> _Task goal_: Each entry below is to be written out exactly, and the pictures are to be left out.

[Interface markup and scripts]
--
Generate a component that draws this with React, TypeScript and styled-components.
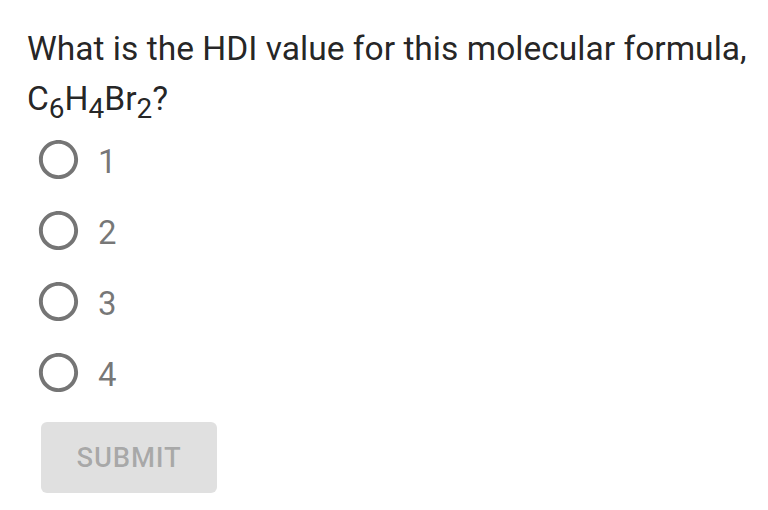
import React from "react";
import styled, { createGlobalStyle } from "styled-components";

const Global = createGlobalStyle`
  html, body { margin: 0; padding: 0; background: #ffffff; }
  body { font-family: Roboto, "Liberation Sans", Arial, sans-serif; }
`;

const Page = styled.div`
  padding: 24px 0 0 27px;
  display: flex;
  flex-direction: column;
  align-items: flex-start;
`;

const Question = styled.p`
  margin: 0;
  font-size: 33.6px;
  line-height: 50px;
  color: rgba(0, 0, 0, 0.87);
  font-weight: 400;
  white-space: nowrap;
  sub {
    line-height: 0;
    font-size: smaller;
  }
`;

const Options = styled.div`
  display: flex;
  flex-direction: column;
  margin-left: -27px;
`;

const OptionRow = styled.label`
  display: flex;
  align-items: center;
  height: 71px;
  padding-left: 35px;
  gap: 16px;
  cursor: pointer;
`;

const OptionText = styled.span`
  font-size: 33px;
  color: rgba(0, 0, 0, 0.54);
  padding-top: 4px;
`;

const SubmitButton = styled.button`
  margin: 14px 0 0 14px;
  width: 176px;
  height: 71px;
  border: none;
  border-radius: 6px;
  background: #e0e0e0;
  color: rgba(0, 0, 0, 0.26);
  font-family: Roboto, "Liberation Sans", Arial, sans-serif;
  font-size: 27.5px;
  font-weight: 500;
  letter-spacing: 0.8px;
  text-transform: uppercase;
  padding: 0;
`;

const RadioIcon: React.FC = () => (
  <svg width="47" height="47" viewBox="0 0 24 24" aria-hidden="true">
    <path
      fill="#757575"
      d="M12 2C6.48 2 2 6.48 2 12s4.48 10 10 10 10-4.48 10-10S17.52 2 12 2zm0 18c-4.42 0-8-3.580-8-8s3.58-8 8-8 8 3.58 8 8-3.58 8-8 8z"
    />
  </svg>
);

const options = ["1", "2", "3", "4"];

export default function App() {
  return (
    <>
      <Global />
      <Page>
        <Question>
          What is the HDI value for this molecular formula,
          <br />
          C<sub>6</sub>H<sub>4</sub>Br<sub>2</sub>?
        </Question>
        <Options>
          {options.map((o) => (
            <OptionRow key={o}>
              <RadioIcon />
              <OptionText>{o}</OptionText>
            </OptionRow>
          ))}
        </Options>
        <SubmitButton disabled>Submit</SubmitButton>
      </Page>
    </>
  );
}
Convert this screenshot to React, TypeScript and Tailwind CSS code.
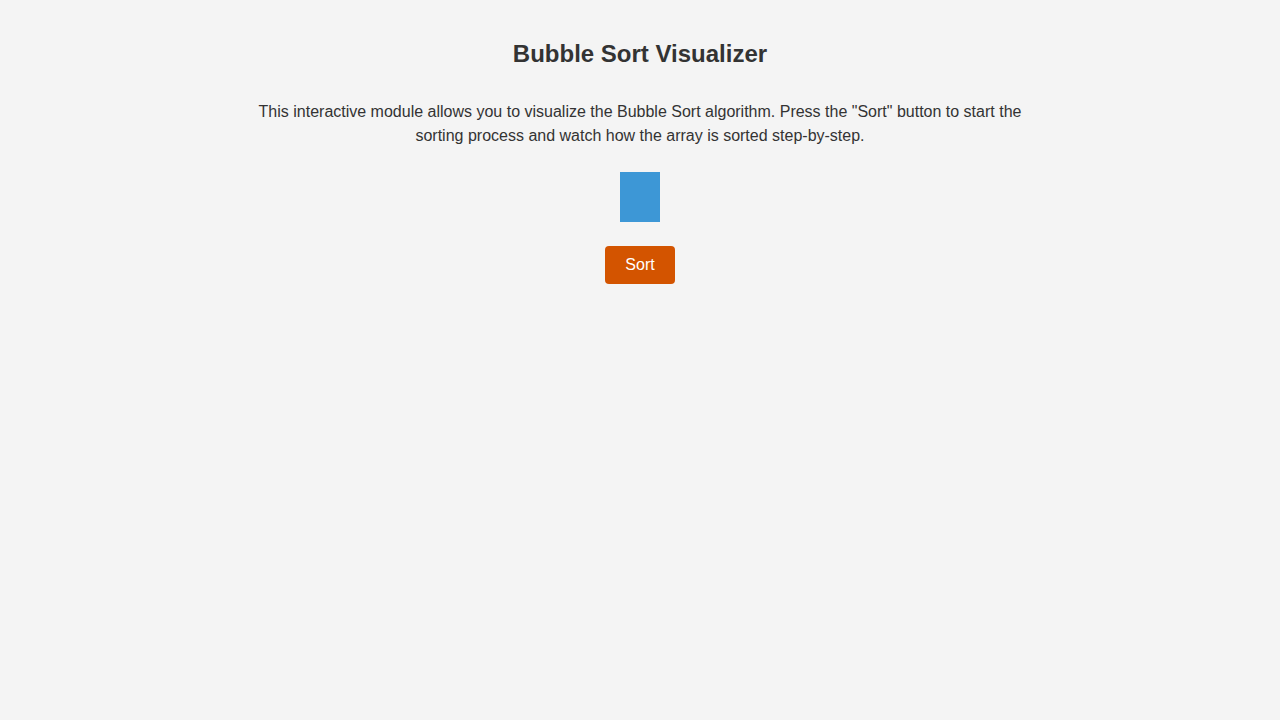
export default function App() {
  return (
    <div className="min-h-screen w-full bg-[#f4f4f4] text-[#333] flex flex-col items-center" style={{ fontFamily: '"Liberation Sans", Arial, sans-serif' }}>
      <h1 className="mt-[40px] text-[24px] font-bold leading-[28px]">Bubble Sort Visualizer</h1>
      <p className="mt-[32px] max-w-[780px] text-center text-[16px] leading-[24px]">
        This interactive module allows you to visualize the Bubble Sort algorithm. Press the "Sort" button to start the sorting process and watch how the array is sorted step-by-step.
      </p>
      <div className="mt-[24px] flex items-end gap-[2px] h-[50px]">
        <div className="w-[40px] h-[50px] bg-[#3d97d6]" />
      </div>
      <button className="mt-[24px] w-[70px] h-[38px] rounded-[4px] bg-[#d35400] text-white text-[16px]">Sort</button>
    </div>
  );
}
--
> _Completed task_:
Generate a component that draws this with React, TypeScript and styled-components.
import React from "react";
import styled, { createGlobalStyle } from "styled-components";

const Global = createGlobalStyle`
  html, body { margin: 0; padding: 0; background: #ffffff; }
  body { font-family: Roboto, "Liberation Sans", Arial, sans-serif; }
`;

const Page = styled.div`
  padding: 24px 0 0 27px;
  display: flex;
  flex-direction: column;
  align-items: flex-start;
`;

const Question = styled.p`
  margin: 0;
  font-size: 33.6px;
  line-height: 50px;
  color: rgba(0, 0, 0, 0.87);
  font-weight: 400;
  white-space: nowrap;
  sub {
    line-height: 0;
    font-size: smaller;
  }
`;

const Options = styled.div`
  display: flex;
  flex-direction: column;
  margin-left: -27px;
`;

const OptionRow = styled.label`
  display: flex;
  align-items: center;
  height: 71px;
  padding-left: 35px;
  gap: 16px;
  cursor: pointer;
`;

const OptionText = styled.span`
  font-size: 33px;
  color: rgba(0, 0, 0, 0.54);
  padding-top: 4px;
`;

const SubmitButton = styled.button`
  margin: 14px 0 0 14px;
  width: 176px;
  height: 71px;
  border: none;
  border-radius: 6px;
  background: #e0e0e0;
  color: rgba(0, 0, 0, 0.26);
  font-family: Roboto, "Liberation Sans", Arial, sans-serif;
  font-size: 27.5px;
  font-weight: 500;
  letter-spacing: 0.8px;
  text-transform: uppercase;
  padding: 0;
`;

const RadioIcon: React.FC = () => (
  <svg width="47" height="47" viewBox="0 0 24 24" aria-hidden="true">
    <path
      fill="#757575"
      d="M12 2C6.48 2 2 6.48 2 12s4.48 10 10 10 10-4.48 10-10S17.52 2 12 2zm0 18c-4.42 0-8-3.580-8-8s3.58-8 8-8 8 3.58 8 8-3.58 8-8 8z"
    />
  </svg>
);

const options = ["1", "2", "3", "4"];

export default function App() {
  return (
    <>
      <Global />
      <Page>
        <Question>
          What is the HDI value for this molecular formula,
          <br />
          C<sub>6</sub>H<sub>4</sub>Br<sub>2</sub>?
        </Question>
        <Options>
          {options.map((o) => (
            <OptionRow key={o}>
              <RadioIcon />
              <OptionText>{o}</OptionText>
            </OptionRow>
          ))}
        </Options>
        <SubmitButton disabled>Submit</SubmitButton>
      </Page>
    </>
  );
}
Convert this screenshot to React, TypeScript and Tailwind CSS code.
export default function App() {
  return (
    <div className="min-h-screen w-full bg-[#f4f4f4] text-[#333] flex flex-col items-center" style={{ fontFamily: '"Liberation Sans", Arial, sans-serif' }}>
      <h1 className="mt-[40px] text-[24px] font-bold leading-[28px]">Bubble Sort Visualizer</h1>
      <p className="mt-[32px] max-w-[780px] text-center text-[16px] leading-[24px]">
        This interactive module allows you to visualize the Bubble Sort algorithm. Press the "Sort" button to start the sorting process and watch how the array is sorted step-by-step.
      </p>
      <div className="mt-[24px] flex items-end gap-[2px] h-[50px]">
        <div className="w-[40px] h-[50px] bg-[#3d97d6]" />
      </div>
      <button className="mt-[24px] w-[70px] h-[38px] rounded-[4px] bg-[#d35400] text-white text-[16px]">Sort</button>
    </div>
  );
}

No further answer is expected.